> To do
Gather from the material every line that contains the string "this".

==== Data provided

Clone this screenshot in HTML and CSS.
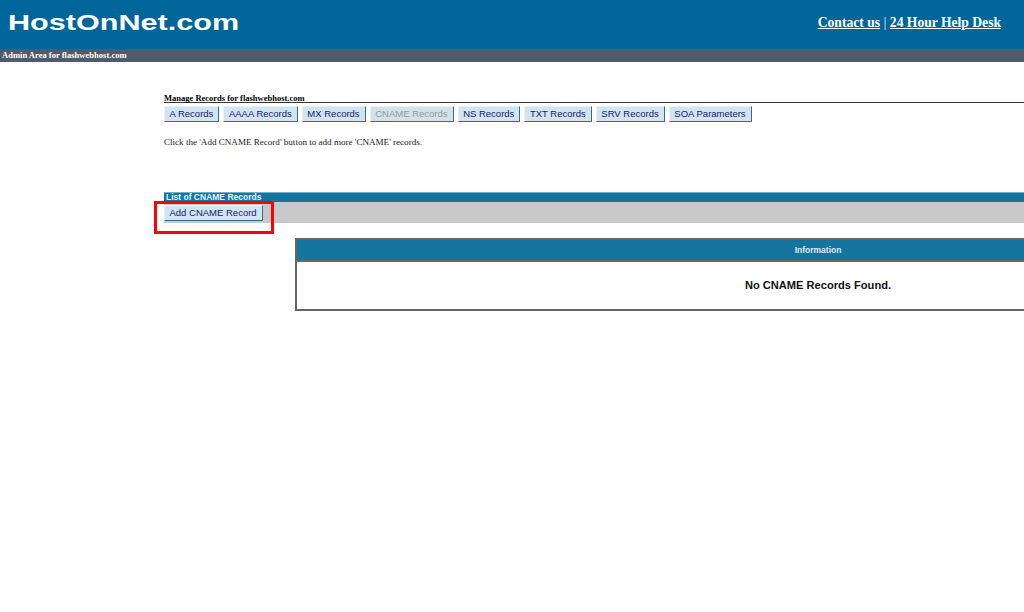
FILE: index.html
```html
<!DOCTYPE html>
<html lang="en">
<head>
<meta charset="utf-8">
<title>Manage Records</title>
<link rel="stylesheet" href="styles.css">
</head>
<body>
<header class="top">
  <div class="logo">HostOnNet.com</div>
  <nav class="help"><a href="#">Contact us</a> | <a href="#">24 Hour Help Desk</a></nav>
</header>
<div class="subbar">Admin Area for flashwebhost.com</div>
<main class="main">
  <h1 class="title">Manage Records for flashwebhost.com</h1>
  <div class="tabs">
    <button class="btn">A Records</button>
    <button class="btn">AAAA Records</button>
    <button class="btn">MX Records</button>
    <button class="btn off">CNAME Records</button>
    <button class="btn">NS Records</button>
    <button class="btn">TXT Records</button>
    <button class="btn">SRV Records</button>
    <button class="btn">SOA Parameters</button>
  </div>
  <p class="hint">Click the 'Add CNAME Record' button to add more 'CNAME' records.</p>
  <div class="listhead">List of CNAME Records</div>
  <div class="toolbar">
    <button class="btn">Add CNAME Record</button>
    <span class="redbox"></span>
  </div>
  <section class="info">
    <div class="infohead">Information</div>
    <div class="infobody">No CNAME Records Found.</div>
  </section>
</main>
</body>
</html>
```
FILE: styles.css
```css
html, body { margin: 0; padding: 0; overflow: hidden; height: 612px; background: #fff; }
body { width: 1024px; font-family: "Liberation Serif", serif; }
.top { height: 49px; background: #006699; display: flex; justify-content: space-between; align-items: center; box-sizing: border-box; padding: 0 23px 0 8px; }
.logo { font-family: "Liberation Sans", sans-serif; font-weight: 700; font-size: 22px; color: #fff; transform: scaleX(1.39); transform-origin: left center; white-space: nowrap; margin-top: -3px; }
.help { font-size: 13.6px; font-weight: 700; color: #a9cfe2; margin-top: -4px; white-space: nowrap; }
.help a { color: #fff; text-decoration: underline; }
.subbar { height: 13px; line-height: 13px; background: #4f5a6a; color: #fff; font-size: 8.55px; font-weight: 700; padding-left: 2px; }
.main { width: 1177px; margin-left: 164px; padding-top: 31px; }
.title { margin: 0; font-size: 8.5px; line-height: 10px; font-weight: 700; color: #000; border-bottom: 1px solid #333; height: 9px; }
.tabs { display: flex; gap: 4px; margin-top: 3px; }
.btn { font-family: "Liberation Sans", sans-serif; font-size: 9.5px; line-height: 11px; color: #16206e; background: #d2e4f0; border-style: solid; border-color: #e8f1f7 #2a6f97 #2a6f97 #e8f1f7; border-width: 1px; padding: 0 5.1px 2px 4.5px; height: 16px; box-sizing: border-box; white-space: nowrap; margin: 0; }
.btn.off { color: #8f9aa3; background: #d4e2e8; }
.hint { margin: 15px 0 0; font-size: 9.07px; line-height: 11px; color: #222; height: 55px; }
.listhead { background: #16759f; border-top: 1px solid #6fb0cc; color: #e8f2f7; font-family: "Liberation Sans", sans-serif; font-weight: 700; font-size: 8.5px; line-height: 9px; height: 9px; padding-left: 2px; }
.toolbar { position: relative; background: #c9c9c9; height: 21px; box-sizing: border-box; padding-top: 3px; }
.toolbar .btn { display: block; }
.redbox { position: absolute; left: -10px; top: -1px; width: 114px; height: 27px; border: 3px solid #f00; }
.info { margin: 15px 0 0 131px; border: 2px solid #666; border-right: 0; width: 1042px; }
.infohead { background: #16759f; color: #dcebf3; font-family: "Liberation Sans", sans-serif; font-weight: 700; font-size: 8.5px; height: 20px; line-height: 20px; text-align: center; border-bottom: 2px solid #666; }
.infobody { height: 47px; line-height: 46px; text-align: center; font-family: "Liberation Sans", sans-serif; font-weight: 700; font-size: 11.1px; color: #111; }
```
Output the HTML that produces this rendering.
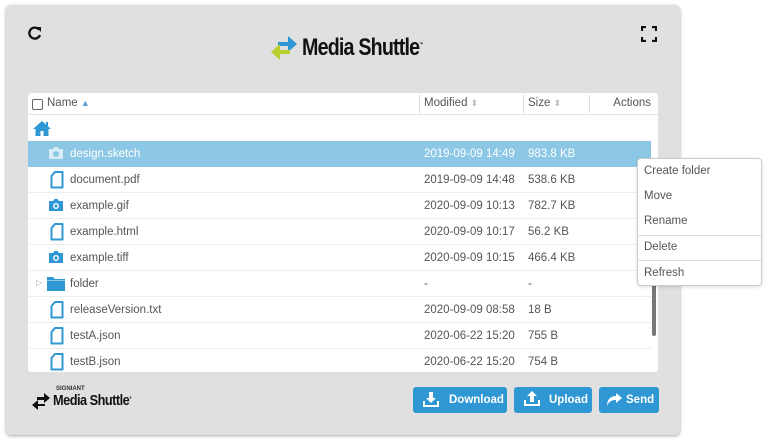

========

> Written answer
Clone this screenshot in HTML and CSS.
Output the HTML that produces this rendering.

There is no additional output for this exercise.